I began seeking places of stillness and silence as a young child. This lifelong quest has been a contributing factor to many significant life choices I've made. Different spaces have different qualities of silence. Among my favorite are those I describe as having mineral silence. Drawing from both my experience, and family photographs and journals from the 1940's, this book contains graphite drawings under mica sheets alongside laser etched texts. Front and back covers are of leathers that reference views of high mountain landscapes and hold shell and mineral specimens under mica.
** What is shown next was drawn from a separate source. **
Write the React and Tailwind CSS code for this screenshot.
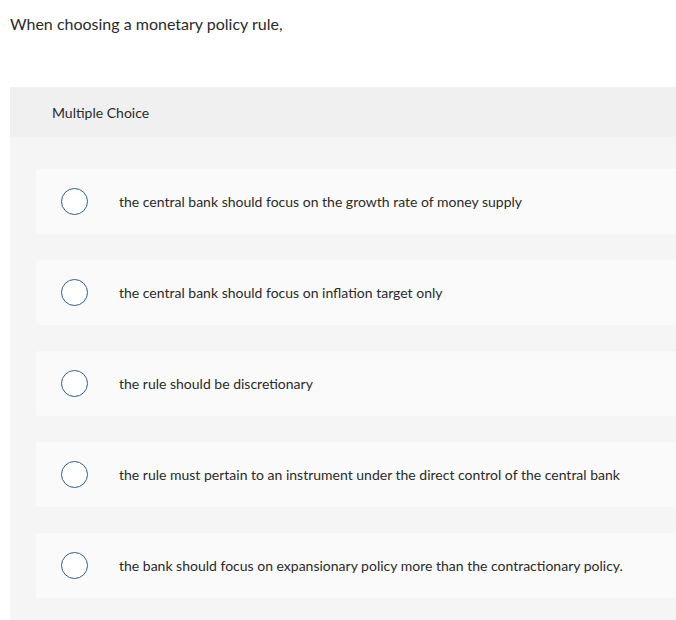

I wasn’t yet born in 1954, which is when the photographs and journals that inspired this work were created. I imagine that in 1954 a search for places so silent and still you could hear the rocks getting old was easier than it is now. I've spent years seeking places where silence radiates and presses. Terrain with vast, rocky vistas. Places with a particular clarity of light that is unlike any other. Places that hold almost unbearable silences. I lived for many years in North America’s largest caldera, where there is proximal access to terrain that is inhospitable to plant and animal life. Terrain filled with deep recesses carved by time and machinery. There I sought, and often found, what I call mineral silence. I had youth, optimism and time for exploring. On one of my excursions, I was riding through what we called the Iron Beds; tall pillars of rock outlined in jagged shapes against the sky. With little warning, a violent storm swept in. The air was charged with electricity, the rocky trail covered with hailstones. My mare turned her rump to the wind and wouldn't move. Unsure what to do and near panic, I watched as Jackpot, the little mule who often tagged along on my rides, trot towards us, turn to face down hill and picked his way down the trail. My mare and I both followed. The storm passed. I was left with exhilaration and a sense of triumph at surviving what could have been fatal. Yet also disappointment. I'd been so governed by fear and apprehension that I was unable to revel in what would surely have been a profound experience of connection with that wild turbulence. I wonder: can I, an animal with a nervous system, ever experience true silence? When all is quiet, I hear a high whine of what must by my own nerve endings. Does that which makes hearing possible have its own noise?